Rows from a dataset of pages and code:
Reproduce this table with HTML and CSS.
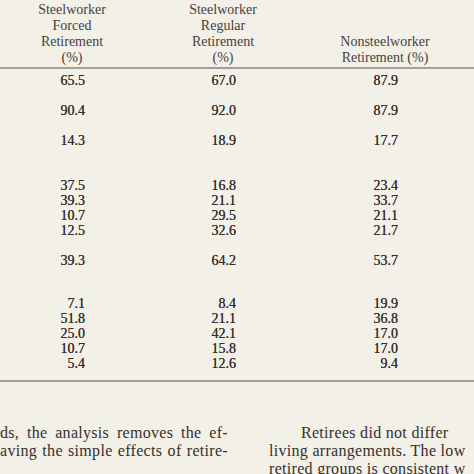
FILE: index.html
```html
<!DOCTYPE html>
<html>
<head>
<meta charset="utf-8">
<link rel="stylesheet" href="styles.css">
</head>
<body>
<div class="page">
  <div class="table">
    <div class="thead">
      <div class="th">Steelworker<br>Forced<br>Retirement<br>(%)</div>
      <div class="th">Steelworker<br>Regular<br>Retirement<br>(%)</div>
      <div class="th">Nonsteelworker<br>Retirement (%)</div>
    </div>
    <div class="rule top"></div>
    <div class="tbody">
      <div class="grp g1">
        <div class="cell">65.5</div>
        <div class="cell">67.0</div>
        <div class="cell">87.9</div>
      </div>
      <div class="grp g2">
        <div class="cell">90.4</div>
        <div class="cell">92.0</div>
        <div class="cell">87.9</div>
      </div>
      <div class="grp g3">
        <div class="cell">14.3</div>
        <div class="cell">18.9</div>
        <div class="cell">17.7</div>
      </div>
      <div class="grp g4">
        <div class="cell">37.5<br>39.3<br>10.7<br>12.5</div>
        <div class="cell">16.8<br>21.1<br>29.5<br>32.6</div>
        <div class="cell">23.4<br>33.7<br>21.1<br>21.7</div>
      </div>
      <div class="grp g5">
        <div class="cell">39.3</div>
        <div class="cell">64.2</div>
        <div class="cell">53.7</div>
      </div>
      <div class="grp g6">
        <div class="cell">7.1<br>51.8<br>25.0<br>10.7<br>5.4</div>
        <div class="cell">8.4<br>21.1<br>42.1<br>15.8<br>12.6</div>
        <div class="cell">19.9<br>36.8<br>17.0<br>17.0<br>9.4</div>
      </div>
    </div>
    <div class="rule bottom"></div>
  </div>
  <div class="text">
    <div class="col left">
      <div class="line just">ds, the analysis removes the ef-</div>
      <div class="line just">aving the simple effects of retire-</div>
    </div>
    <div class="col right">
      <div class="line indent">Retirees did not differ</div>
      <div class="line">living arrangements. The low</div>
      <div class="line">retired groups is consistent w</div>
    </div>
  </div>
</div>
</body>
</html>
```

FILE: styles.css
```css
html, body {
  margin: 0;
  padding: 0;
  background: #f3f0e8;
}
body {
  width: 474px;
  height: 474px;
  overflow: hidden;
  font-family: "Liberation Serif", "Times New Roman", serif;
  color: #34302d;
}
.page {
  width: 474px;
  height: 474px;
  overflow: hidden;
}
.table {
  width: 474px;
}
.thead, .grp {
  display: grid;
  grid-template-columns: 144px 158px 166px;
}
.thead {
  align-items: end;
  padding-top: 2px;
  font-size: 14px;
  line-height: 16px;
  color: #45413e;
}
.th {
  text-align: center;
}
.rule {
  height: 2px;
  background: #a29f99;
}
.rule.top {
  margin-top: 1px;
}
.tbody {
  padding-top: 4px;
  font-size: 14px;
  line-height: 15px;
  text-shadow: 0 0 0.4px #34302d;
}
.cell {
  width: 26px;
  margin: 0 auto;
  text-align: right;
}
.g2, .g3, .g5 { margin-top: 15px; }
.g4 { margin-top: 30px; }
.g6 { margin-top: 28px; }
.rule.bottom {
  margin-top: 9px;
}
.text {
  display: flex;
  margin-top: 42px;
  font-size: 16px;
  line-height: 18px;
  letter-spacing: 0.3px;
  color: #34302d;
}
.col.left {
  width: 228px;
  flex: none;
}
.col.right {
  margin-left: 41px;
  flex: none;
  width: 205px;
}
.line {
  white-space: nowrap;
}
.line.just {
  white-space: normal;
  text-align: justify;
  text-align-last: justify;
}
.line.indent {
  text-indent: 32px;
}
```
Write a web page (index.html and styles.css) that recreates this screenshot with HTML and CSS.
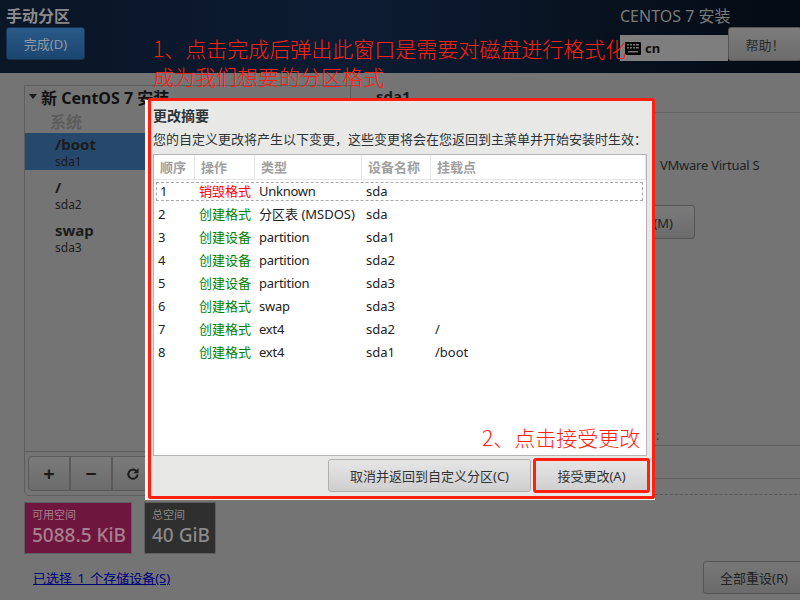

■ Aim of the exercise
Every line of the material is to be quoted exactly, with no pictures carried over.

■ Expected answer
Reproduce this table with HTML and CSS.
FILE: index.html
```html
<!DOCTYPE html>
<html>
<head>
<meta charset="utf-8">
<link rel="stylesheet" href="styles.css">
</head>
<body>
<div class="page">
  <div class="table">
    <div class="thead">
      <div class="th">Steelworker<br>Forced<br>Retirement<br>(%)</div>
      <div class="th">Steelworker<br>Regular<br>Retirement<br>(%)</div>
      <div class="th">Nonsteelworker<br>Retirement (%)</div>
    </div>
    <div class="rule top"></div>
    <div class="tbody">
      <div class="grp g1">
        <div class="cell">65.5</div>
        <div class="cell">67.0</div>
        <div class="cell">87.9</div>
      </div>
      <div class="grp g2">
        <div class="cell">90.4</div>
        <div class="cell">92.0</div>
        <div class="cell">87.9</div>
      </div>
      <div class="grp g3">
        <div class="cell">14.3</div>
        <div class="cell">18.9</div>
        <div class="cell">17.7</div>
      </div>
      <div class="grp g4">
        <div class="cell">37.5<br>39.3<br>10.7<br>12.5</div>
        <div class="cell">16.8<br>21.1<br>29.5<br>32.6</div>
        <div class="cell">23.4<br>33.7<br>21.1<br>21.7</div>
      </div>
      <div class="grp g5">
        <div class="cell">39.3</div>
        <div class="cell">64.2</div>
        <div class="cell">53.7</div>
      </div>
      <div class="grp g6">
        <div class="cell">7.1<br>51.8<br>25.0<br>10.7<br>5.4</div>
        <div class="cell">8.4<br>21.1<br>42.1<br>15.8<br>12.6</div>
        <div class="cell">19.9<br>36.8<br>17.0<br>17.0<br>9.4</div>
      </div>
    </div>
    <div class="rule bottom"></div>
  </div>
  <div class="text">
    <div class="col left">
      <div class="line just">ds, the analysis removes the ef-</div>
      <div class="line just">aving the simple effects of retire-</div>
    </div>
    <div class="col right">
      <div class="line indent">Retirees did not differ</div>
      <div class="line">living arrangements. The low</div>
      <div class="line">retired groups is consistent w</div>
    </div>
  </div>
</div>
</body>
</html>
```

FILE: styles.css
```css
html, body {
  margin: 0;
  padding: 0;
  background: #f3f0e8;
}
body {
  width: 474px;
  height: 474px;
  overflow: hidden;
  font-family: "Liberation Serif", "Times New Roman", serif;
  color: #34302d;
}
.page {
  width: 474px;
  height: 474px;
  overflow: hidden;
}
.table {
  width: 474px;
}
.thead, .grp {
  display: grid;
  grid-template-columns: 144px 158px 166px;
}
.thead {
  align-items: end;
  padding-top: 2px;
  font-size: 14px;
  line-height: 16px;
  color: #45413e;
}
.th {
  text-align: center;
}
.rule {
  height: 2px;
  background: #a29f99;
}
.rule.top {
  margin-top: 1px;
}
.tbody {
  padding-top: 4px;
  font-size: 14px;
  line-height: 15px;
  text-shadow: 0 0 0.4px #34302d;
}
.cell {
  width: 26px;
  margin: 0 auto;
  text-align: right;
}
.g2, .g3, .g5 { margin-top: 15px; }
.g4 { margin-top: 30px; }
.g6 { margin-top: 28px; }
.rule.bottom {
  margin-top: 9px;
}
.text {
  display: flex;
  margin-top: 42px;
  font-size: 16px;
  line-height: 18px;
  letter-spacing: 0.3px;
  color: #34302d;
}
.col.left {
  width: 228px;
  flex: none;
}
.col.right {
  margin-left: 41px;
  flex: none;
  width: 205px;
}
.line {
  white-space: nowrap;
}
.line.just {
  white-space: normal;
  text-align: justify;
  text-align-last: justify;
}
.line.indent {
  text-indent: 32px;
}
```
Write a web page (index.html and styles.css) that recreates this screenshot with HTML and CSS.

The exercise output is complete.